Leaving aside Gene’s own troubles in dealing with his telephone company, it strikes me as a bit ironic to see libertarians over at the LvMI blog throwing cold water on the idea of channelling citizen outrage over the BP oil disaster in the Gulf of Mexico into a boycott of BP. J. Grayson Lilburne has a post up to the effect that, because BP has soooo much cleaning up to do, those who clamor for a boycott of BP products, gasoline franchises etc. are acting against their own best interests.

And one commenter even suggested it was “irrational” to ever boycott a corporation –  because corporations are not people, and never learn! Right, because we face a corporate world, it is our duty as citizens to blunt our silly “emotional” responses. Thank good those enviro-fascists are just people and not corporations, otherwise we wouldn’t be able to hate them!

Guard June 15, 2010 at 12:59 am

Boycott BP, which is a corporation. The CEOs will have to retire early with their golden parachutes and the oilfield workers will have to get jobs elsewhere.
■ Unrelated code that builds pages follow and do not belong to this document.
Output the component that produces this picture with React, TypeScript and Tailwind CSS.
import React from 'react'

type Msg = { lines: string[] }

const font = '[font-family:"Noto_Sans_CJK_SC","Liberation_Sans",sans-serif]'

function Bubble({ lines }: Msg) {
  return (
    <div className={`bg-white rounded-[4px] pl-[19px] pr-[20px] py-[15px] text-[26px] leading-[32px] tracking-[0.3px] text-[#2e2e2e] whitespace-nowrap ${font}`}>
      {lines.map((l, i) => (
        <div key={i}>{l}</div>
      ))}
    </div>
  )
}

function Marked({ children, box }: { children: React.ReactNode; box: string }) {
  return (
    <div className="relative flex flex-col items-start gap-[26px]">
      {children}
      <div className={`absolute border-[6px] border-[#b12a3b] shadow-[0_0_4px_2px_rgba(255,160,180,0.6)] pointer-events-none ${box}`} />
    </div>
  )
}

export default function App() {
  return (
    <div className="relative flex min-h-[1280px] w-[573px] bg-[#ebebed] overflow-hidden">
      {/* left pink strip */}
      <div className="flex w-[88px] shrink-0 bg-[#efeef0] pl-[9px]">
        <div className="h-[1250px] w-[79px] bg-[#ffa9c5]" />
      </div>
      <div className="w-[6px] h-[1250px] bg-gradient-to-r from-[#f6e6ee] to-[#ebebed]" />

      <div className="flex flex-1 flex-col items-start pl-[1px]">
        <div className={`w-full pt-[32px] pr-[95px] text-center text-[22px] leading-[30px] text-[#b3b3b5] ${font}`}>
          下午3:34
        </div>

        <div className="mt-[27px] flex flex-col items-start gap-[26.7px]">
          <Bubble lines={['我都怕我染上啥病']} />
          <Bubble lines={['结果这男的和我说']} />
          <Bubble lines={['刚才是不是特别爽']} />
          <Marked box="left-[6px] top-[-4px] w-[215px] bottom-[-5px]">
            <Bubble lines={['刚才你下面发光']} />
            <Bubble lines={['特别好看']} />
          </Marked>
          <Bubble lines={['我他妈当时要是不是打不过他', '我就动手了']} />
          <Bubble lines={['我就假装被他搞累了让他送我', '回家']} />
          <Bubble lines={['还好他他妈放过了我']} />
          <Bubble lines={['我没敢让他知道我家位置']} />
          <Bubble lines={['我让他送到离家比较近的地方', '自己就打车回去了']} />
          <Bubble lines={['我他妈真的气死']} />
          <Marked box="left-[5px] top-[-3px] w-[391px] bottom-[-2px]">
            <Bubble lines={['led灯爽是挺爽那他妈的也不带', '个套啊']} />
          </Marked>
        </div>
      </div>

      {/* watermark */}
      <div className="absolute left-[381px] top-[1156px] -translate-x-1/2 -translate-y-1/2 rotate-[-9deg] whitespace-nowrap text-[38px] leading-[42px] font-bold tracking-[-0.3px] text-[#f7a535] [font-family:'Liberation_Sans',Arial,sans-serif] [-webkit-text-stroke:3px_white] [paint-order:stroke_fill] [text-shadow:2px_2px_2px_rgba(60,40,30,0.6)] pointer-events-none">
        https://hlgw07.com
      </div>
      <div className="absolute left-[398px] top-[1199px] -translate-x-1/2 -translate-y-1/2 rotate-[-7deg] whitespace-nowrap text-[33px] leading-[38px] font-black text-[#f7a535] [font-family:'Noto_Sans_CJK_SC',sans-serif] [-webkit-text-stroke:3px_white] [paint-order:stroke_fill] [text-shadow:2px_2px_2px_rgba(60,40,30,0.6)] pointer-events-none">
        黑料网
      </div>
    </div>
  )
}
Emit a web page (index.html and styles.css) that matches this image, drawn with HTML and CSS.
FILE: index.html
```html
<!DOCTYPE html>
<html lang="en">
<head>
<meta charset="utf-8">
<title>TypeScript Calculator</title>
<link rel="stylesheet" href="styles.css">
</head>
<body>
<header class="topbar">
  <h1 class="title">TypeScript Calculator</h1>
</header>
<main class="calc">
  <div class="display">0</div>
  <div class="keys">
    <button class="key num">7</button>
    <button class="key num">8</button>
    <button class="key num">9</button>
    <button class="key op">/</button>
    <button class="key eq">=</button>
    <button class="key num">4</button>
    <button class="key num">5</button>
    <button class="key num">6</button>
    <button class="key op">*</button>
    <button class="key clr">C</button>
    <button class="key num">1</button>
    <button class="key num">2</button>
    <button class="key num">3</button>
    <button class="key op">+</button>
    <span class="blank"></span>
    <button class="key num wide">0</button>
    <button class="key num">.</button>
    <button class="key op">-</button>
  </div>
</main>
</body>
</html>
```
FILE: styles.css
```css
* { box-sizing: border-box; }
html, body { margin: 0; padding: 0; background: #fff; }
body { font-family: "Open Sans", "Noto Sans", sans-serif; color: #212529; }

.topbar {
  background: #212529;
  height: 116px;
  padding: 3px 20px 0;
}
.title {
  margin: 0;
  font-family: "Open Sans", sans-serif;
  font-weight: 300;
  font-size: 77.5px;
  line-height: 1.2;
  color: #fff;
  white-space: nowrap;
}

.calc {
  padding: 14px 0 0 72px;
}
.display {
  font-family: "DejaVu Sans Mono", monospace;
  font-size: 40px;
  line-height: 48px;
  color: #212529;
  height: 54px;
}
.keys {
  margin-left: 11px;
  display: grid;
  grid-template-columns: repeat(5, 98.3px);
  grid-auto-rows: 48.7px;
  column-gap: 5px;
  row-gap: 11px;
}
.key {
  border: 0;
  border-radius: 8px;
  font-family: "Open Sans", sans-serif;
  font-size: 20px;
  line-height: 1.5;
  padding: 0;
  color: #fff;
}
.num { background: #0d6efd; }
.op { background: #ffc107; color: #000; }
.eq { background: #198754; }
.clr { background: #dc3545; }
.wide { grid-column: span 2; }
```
That’ll teach BP a lesson!
Is it just me or does anyone else see anything irrational about anthropomorphizing a legal fantasy?
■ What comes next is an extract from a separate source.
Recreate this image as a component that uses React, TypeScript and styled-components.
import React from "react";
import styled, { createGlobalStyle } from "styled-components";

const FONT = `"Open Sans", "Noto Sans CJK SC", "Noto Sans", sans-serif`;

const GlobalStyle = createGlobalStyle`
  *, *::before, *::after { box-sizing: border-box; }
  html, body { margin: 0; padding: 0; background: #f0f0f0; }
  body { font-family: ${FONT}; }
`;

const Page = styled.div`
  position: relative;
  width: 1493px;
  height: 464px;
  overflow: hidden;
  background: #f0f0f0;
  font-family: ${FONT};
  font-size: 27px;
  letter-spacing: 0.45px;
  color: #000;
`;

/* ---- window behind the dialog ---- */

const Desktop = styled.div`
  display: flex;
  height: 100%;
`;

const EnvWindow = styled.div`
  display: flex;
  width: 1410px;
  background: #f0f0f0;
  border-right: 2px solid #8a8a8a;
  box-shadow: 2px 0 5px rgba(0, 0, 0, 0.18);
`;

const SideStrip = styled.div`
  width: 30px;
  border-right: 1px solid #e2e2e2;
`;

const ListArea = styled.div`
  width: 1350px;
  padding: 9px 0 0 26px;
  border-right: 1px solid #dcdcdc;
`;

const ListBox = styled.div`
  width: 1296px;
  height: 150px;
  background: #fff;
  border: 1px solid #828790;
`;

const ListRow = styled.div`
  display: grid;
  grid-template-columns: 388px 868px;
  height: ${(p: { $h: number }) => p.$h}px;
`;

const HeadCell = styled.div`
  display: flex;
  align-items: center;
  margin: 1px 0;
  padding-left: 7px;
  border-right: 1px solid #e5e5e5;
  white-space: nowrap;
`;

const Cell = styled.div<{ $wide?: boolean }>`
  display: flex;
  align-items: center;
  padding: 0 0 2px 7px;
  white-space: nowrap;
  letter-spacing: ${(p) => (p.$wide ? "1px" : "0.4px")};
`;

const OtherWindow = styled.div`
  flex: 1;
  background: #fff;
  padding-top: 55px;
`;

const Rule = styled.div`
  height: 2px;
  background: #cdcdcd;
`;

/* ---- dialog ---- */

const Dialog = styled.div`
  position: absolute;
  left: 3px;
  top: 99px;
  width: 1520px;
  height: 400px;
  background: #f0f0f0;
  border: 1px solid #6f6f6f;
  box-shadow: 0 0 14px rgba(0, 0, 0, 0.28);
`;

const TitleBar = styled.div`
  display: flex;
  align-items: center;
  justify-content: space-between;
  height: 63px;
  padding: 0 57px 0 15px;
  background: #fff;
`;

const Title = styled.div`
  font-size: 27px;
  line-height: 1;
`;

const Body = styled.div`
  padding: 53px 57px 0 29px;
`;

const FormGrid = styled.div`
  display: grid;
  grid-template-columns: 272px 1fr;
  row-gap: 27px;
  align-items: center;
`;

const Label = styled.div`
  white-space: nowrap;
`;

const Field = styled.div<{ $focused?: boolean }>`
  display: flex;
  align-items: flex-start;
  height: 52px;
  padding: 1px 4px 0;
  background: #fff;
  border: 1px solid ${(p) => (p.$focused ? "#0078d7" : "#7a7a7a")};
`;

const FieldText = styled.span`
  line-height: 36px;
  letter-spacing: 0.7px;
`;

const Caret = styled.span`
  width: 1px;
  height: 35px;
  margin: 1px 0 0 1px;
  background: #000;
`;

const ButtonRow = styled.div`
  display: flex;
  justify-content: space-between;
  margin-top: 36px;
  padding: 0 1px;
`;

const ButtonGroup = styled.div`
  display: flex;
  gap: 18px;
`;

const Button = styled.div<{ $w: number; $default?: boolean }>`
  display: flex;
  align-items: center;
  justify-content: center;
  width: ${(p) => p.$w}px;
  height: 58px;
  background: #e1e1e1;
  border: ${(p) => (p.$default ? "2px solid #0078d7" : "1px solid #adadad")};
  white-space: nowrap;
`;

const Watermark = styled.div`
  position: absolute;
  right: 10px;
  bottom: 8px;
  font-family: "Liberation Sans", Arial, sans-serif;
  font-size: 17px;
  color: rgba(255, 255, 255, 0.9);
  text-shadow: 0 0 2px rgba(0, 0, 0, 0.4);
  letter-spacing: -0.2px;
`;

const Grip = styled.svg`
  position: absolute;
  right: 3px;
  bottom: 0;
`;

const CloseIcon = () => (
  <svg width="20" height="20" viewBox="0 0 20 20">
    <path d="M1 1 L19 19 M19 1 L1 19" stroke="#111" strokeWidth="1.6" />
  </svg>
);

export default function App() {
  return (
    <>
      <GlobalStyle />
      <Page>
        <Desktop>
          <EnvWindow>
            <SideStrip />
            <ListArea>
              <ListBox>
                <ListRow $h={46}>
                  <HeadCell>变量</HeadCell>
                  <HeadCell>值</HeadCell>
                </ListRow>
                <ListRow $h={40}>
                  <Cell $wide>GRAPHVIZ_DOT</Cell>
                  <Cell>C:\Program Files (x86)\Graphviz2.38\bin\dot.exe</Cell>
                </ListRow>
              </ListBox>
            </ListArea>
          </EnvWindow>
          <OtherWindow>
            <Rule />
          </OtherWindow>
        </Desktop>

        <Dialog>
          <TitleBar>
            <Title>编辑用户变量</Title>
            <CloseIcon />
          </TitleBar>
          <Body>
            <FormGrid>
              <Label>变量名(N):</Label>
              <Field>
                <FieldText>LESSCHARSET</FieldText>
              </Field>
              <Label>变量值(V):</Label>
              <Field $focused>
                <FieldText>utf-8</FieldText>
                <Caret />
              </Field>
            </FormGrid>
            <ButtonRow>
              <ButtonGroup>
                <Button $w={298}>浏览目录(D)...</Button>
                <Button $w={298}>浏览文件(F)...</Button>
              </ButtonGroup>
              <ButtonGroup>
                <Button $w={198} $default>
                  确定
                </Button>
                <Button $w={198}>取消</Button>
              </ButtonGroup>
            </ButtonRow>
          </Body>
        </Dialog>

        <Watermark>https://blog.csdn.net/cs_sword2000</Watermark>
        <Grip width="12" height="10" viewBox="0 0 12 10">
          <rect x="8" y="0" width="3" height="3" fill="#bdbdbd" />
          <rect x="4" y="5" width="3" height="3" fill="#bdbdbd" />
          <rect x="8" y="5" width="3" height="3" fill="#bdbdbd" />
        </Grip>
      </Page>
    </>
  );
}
 I left various comments on the thread; I copy portoins here:

TokyoTom June 16, 2010 at 7:25 am

Grayson, while there’s a logic to your argument, it ignores several things – the least of which being BP’s ability to pay damages and cleanup by selling assets, the limited likelihood that BP will be held fully legally to account for this still unfolding (and masked) disaster, and the disaster fund government has already amassed from taxes.
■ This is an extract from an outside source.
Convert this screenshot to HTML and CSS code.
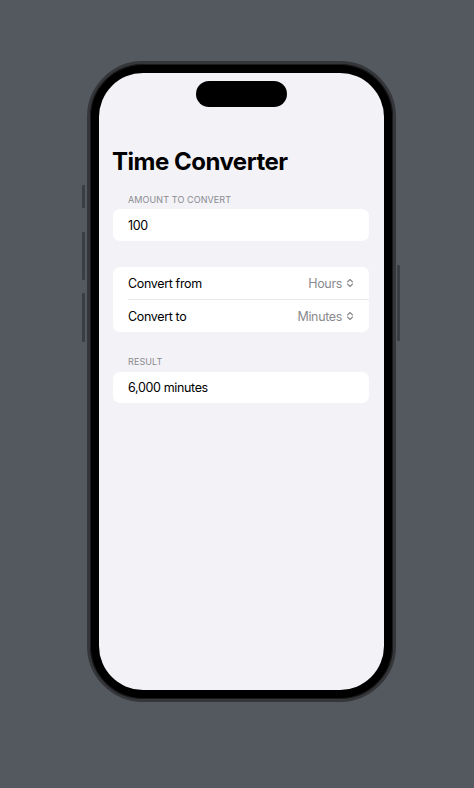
FILE: index.html
```html
<!DOCTYPE html>
<html lang="en">
<head>
<meta charset="utf-8">
<title>Time Converter</title>
<link rel="stylesheet" href="styles.css">
</head>
<body>
<div class="stage">
  <div class="phone">
    <span class="btn btn-action"></span>
    <span class="btn btn-vol-up"></span>
    <span class="btn btn-vol-down"></span>
    <span class="btn btn-power"></span>
    <div class="screen">
      <div class="island"></div>
      <h1 class="title">Time Converter</h1>

      <div class="section-label">AMOUNT TO CONVERT</div>
      <div class="card">
        <div class="row"><span class="row-text">100</span></div>
      </div>

      <div class="card card-spaced">
        <div class="row">
          <span class="row-text">Convert from</span>
          <span class="picker">Hours
            <svg class="chev" viewBox="0 0 8 10" width="8" height="10"><path d="M1.5 4 L4 1.5 L6.5 4 M1.5 6 L4 8.5 L6.5 6" fill="none" stroke="#8a8a8e" stroke-width="1.1" stroke-linecap="round" stroke-linejoin="round"/></svg>
          </span>
        </div>
        <div class="divider"></div>
        <div class="row">
          <span class="row-text">Convert to</span>
          <span class="picker">Minutes
            <svg class="chev" viewBox="0 0 8 10" width="8" height="10"><path d="M1.5 4 L4 1.5 L6.5 4 M1.5 6 L4 8.5 L6.5 6" fill="none" stroke="#8a8a8e" stroke-width="1.1" stroke-linecap="round" stroke-linejoin="round"/></svg>
          </span>
        </div>
      </div>

      <div class="section-label section-label-result">RESULT</div>
      <div class="card">
        <div class="row row-result"><span class="row-text">6,000 minutes</span></div>
      </div>
    </div>
  </div>
</div>
</body>
</html>
```

FILE: styles.css
```css
* { box-sizing: border-box; }

html, body {
  margin: 0;
  padding: 0;
  height: 100%;
}

body {
  background: #545960;
  font-family: Inter, "Noto Sans", "Liberation Sans", sans-serif;
  color: #000;
}

.stage {
  padding: 61px 0 0 87px;
}

.phone {
  position: relative;
  width: 309px;
  height: 641px;
  border: 3px solid #34363a;
  border-radius: 56px;
  background: #000;
  padding: 9px;
  box-shadow: inset 0 0 0 1px #1a1a1c;
}

.btn {
  position: absolute;
  width: 3px;
  background: #3a3d41;
  border-radius: 1px;
}
.btn-action   { left: -8px; top: 121px; height: 23px; }
.btn-vol-up   { left: -8px; top: 168px; height: 48px; }
.btn-vol-down { left: -8px; top: 229px; height: 49px; }
.btn-power    { right: -7px; top: 201px; height: 76px; }

.screen {
  position: relative;
  width: 100%;
  height: 100%;
  background: #f2f2f7;
  border-radius: 44px;
  overflow: hidden;
  padding: 74px 15px 0 14px;
}

.island {
  position: absolute;
  left: 97px;
  top: 8px;
  width: 91px;
  height: 26px;
  border-radius: 13px;
  background: #000;
}

.title {
  margin: 0 0 0 -1px;
  font-size: 24px;
  line-height: 29px;
  font-weight: 700;
  letter-spacing: -0.5px;
}

.section-label {
  margin: 18px 0 4px 15px;
  font-size: 9px;
  line-height: 11px;
  color: #8a8a8e;
  letter-spacing: 0.1px;
}
.section-label-result {
  margin-top: 24px;
  margin-bottom: 5px;
}

.card {
  background: #fff;
  border-radius: 7px;
}
.card-spaced {
  margin-top: 26px;
}

.row {
  display: flex;
  align-items: center;
  justify-content: space-between;
  height: 32px;
  padding: 0 15px 0 15px;
}
.row-result {
  height: 31px;
}

.row-text {
  font-size: 12.5px;
  letter-spacing: -0.35px;
}

.divider {
  height: 1px;
  background: #e6e6eb;
  margin-left: 15px;
}

.picker {
  display: flex;
  align-items: center;
  gap: 4px;
  font-size: 12.5px;
  letter-spacing: -0.35px;
  color: #8a8a8e;
}

.chev {
  display: block;
}
```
The chief point, of course, that it is entirely understandable that many people – being humans and not corporations – are enraged by the “behavior” of the legal fiction we call “BP”. Any effective libertarian approach to this mess will expressly recognize the validity of peoples’ anger and find ways to productively channel it.

The kind of dissing that we see in some comments here of such emotions or the motivations of those injured is something that will certainly warm the cockles of a statist’s heart, but is counterproductive and has no part in Austrian thinking.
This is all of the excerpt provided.